> **PROBLEM REQUIREMENTS**
Reproduce the listing below in full and without alteration, apart from its pictures.

> **RECORDED DATA**
══════

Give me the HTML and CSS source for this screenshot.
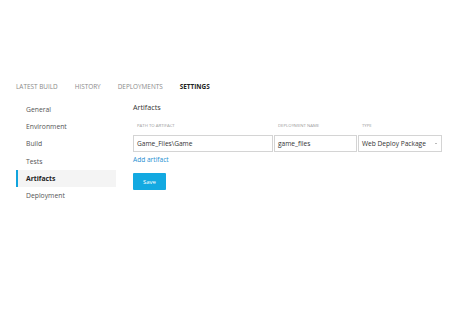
FILE: index.html
```html
<!DOCTYPE html>
<html>
<head>
<meta charset="utf-8">
<link rel="stylesheet" href="styles.css">
</head>
<body>
<div class="page">
  <nav class="tabs">
    <span class="tab">LATEST BUILD</span>
    <span class="tab">HISTORY</span>
    <span class="tab">DEPLOYMENTS</span>
    <span class="tab active">SETTINGS</span>
  </nav>
  <div class="body">
    <ul class="side">
      <li>General</li>
      <li>Environment</li>
      <li>Build</li>
      <li>Tests</li>
      <li class="sel">Artifacts</li>
      <li>Deployment</li>
    </ul>
    <div class="main">
      <h2 class="title">Artifacts</h2>
      <div class="grid">
        <div class="lbl">PATH TO ARTIFACT</div>
        <div class="lbl">DEPLOYMENT NAME</div>
        <div class="lbl">TYPE</div>
        <div class="inp">Game_Files\Game</div>
        <div class="inp">game_files</div>
        <div class="inp sel-box"><span>Web Deploy Package</span><span class="arrow"></span></div>
      </div>
      <div class="add">Add artifact</div>
      <button class="save">Save</button>
    </div>
  </div>
</div>
</body>
</html>
```

FILE: styles.css
```css
* { box-sizing: border-box; }
html, body { margin: 0; padding: 0; background: #fff; }
body { font-family: "Open Sans", "Noto Sans", sans-serif; color: #333; width: 474px; height: 335px; overflow: hidden; }
.page { padding: 82px 0 0 16px; }
.tabs { display: flex; height: 10px; align-items: center; font-size: 6.4px; }
.tab { color: #8a8a8a; margin-right: 17px; line-height: 10px; }
.tab.active { color: #222; font-weight: 700; }
.body { display: flex; margin-top: 9px; }
.side { list-style: none; margin: 0; padding: 0; width: 100px; }
.side li { height: 17.2px; line-height: 17.2px; padding-left: 10px; font-size: 6.8px; color: #555; }
.side li.sel { background: #f4f4f4; color: #222; font-weight: 700; border-left: 2px solid #11a4dd; padding-left: 8px; }
.main { margin-left: 17px; width: 312px; }
.title { margin: 0; font-weight: 400; font-size: 7.2px; color: #333; line-height: 10px; padding-top: 1px; }
.grid { display: grid; grid-template-columns: 140px 83px 84px; column-gap: 1px; margin-top: 10px; }
.lbl { font-size: 4.3px; color: #9a9a9a; line-height: 6px; padding-left: 4px; margin-bottom: 7px; }
.inp { height: 17px; border: 1px solid #d4d4d4; font-size: 6.6px; line-height: 15px; padding-left: 3px; color: #333; background: #fff; }
.sel-box { display: flex; justify-content: space-between; align-items: center; padding-right: 4px; }
.arrow { width: 0; height: 0; border-left: 1.2px solid transparent; border-right: 1.2px solid transparent; border-top: 1.5px solid #777; }
.add { font-size: 6.6px; color: #1b8fd2; margin-top: 3px; line-height: 10px; }
.save { display: block; margin-top: 8px; width: 33px; height: 17px; border: none; background: #13a9e1; color: #fff; font-family: inherit; font-size: 6px; padding: 0; border-radius: 1px; }
```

══════

> **RESPONSE TO THIS TASK**
Give me the HTML and CSS source for this screenshot.
FILE: index.html
```html
<!DOCTYPE html>
<html>
<head>
<meta charset="utf-8">
<link rel="stylesheet" href="styles.css">
</head>
<body>
<div class="page">
  <nav class="tabs">
    <span class="tab">LATEST BUILD</span>
    <span class="tab">HISTORY</span>
    <span class="tab">DEPLOYMENTS</span>
    <span class="tab active">SETTINGS</span>
  </nav>
  <div class="body">
    <ul class="side">
      <li>General</li>
      <li>Environment</li>
      <li>Build</li>
      <li>Tests</li>
      <li class="sel">Artifacts</li>
      <li>Deployment</li>
    </ul>
    <div class="main">
      <h2 class="title">Artifacts</h2>
      <div class="grid">
        <div class="lbl">PATH TO ARTIFACT</div>
        <div class="lbl">DEPLOYMENT NAME</div>
        <div class="lbl">TYPE</div>
        <div class="inp">Game_Files\Game</div>
        <div class="inp">game_files</div>
        <div class="inp sel-box"><span>Web Deploy Package</span><span class="arrow"></span></div>
      </div>
      <div class="add">Add artifact</div>
      <button class="save">Save</button>
    </div>
  </div>
</div>
</body>
</html>
```

FILE: styles.css
```css
* { box-sizing: border-box; }
html, body { margin: 0; padding: 0; background: #fff; }
body { font-family: "Open Sans", "Noto Sans", sans-serif; color: #333; width: 474px; height: 335px; overflow: hidden; }
.page { padding: 82px 0 0 16px; }
.tabs { display: flex; height: 10px; align-items: center; font-size: 6.4px; }
.tab { color: #8a8a8a; margin-right: 17px; line-height: 10px; }
.tab.active { color: #222; font-weight: 700; }
.body { display: flex; margin-top: 9px; }
.side { list-style: none; margin: 0; padding: 0; width: 100px; }
.side li { height: 17.2px; line-height: 17.2px; padding-left: 10px; font-size: 6.8px; color: #555; }
.side li.sel { background: #f4f4f4; color: #222; font-weight: 700; border-left: 2px solid #11a4dd; padding-left: 8px; }
.main { margin-left: 17px; width: 312px; }
.title { margin: 0; font-weight: 400; font-size: 7.2px; color: #333; line-height: 10px; padding-top: 1px; }
.grid { display: grid; grid-template-columns: 140px 83px 84px; column-gap: 1px; margin-top: 10px; }
.lbl { font-size: 4.3px; color: #9a9a9a; line-height: 6px; padding-left: 4px; margin-bottom: 7px; }
.inp { height: 17px; border: 1px solid #d4d4d4; font-size: 6.6px; line-height: 15px; padding-left: 3px; color: #333; background: #fff; }
.sel-box { display: flex; justify-content: space-between; align-items: center; padding-right: 4px; }
.arrow { width: 0; height: 0; border-left: 1.2px solid transparent; border-right: 1.2px solid transparent; border-top: 1.5px solid #777; }
.add { font-size: 6.6px; color: #1b8fd2; margin-top: 3px; line-height: 10px; }
.save { display: block; margin-top: 8px; width: 33px; height: 17px; border: none; background: #13a9e1; color: #fff; font-family: inherit; font-size: 6px; padding: 0; border-radius: 1px; }
```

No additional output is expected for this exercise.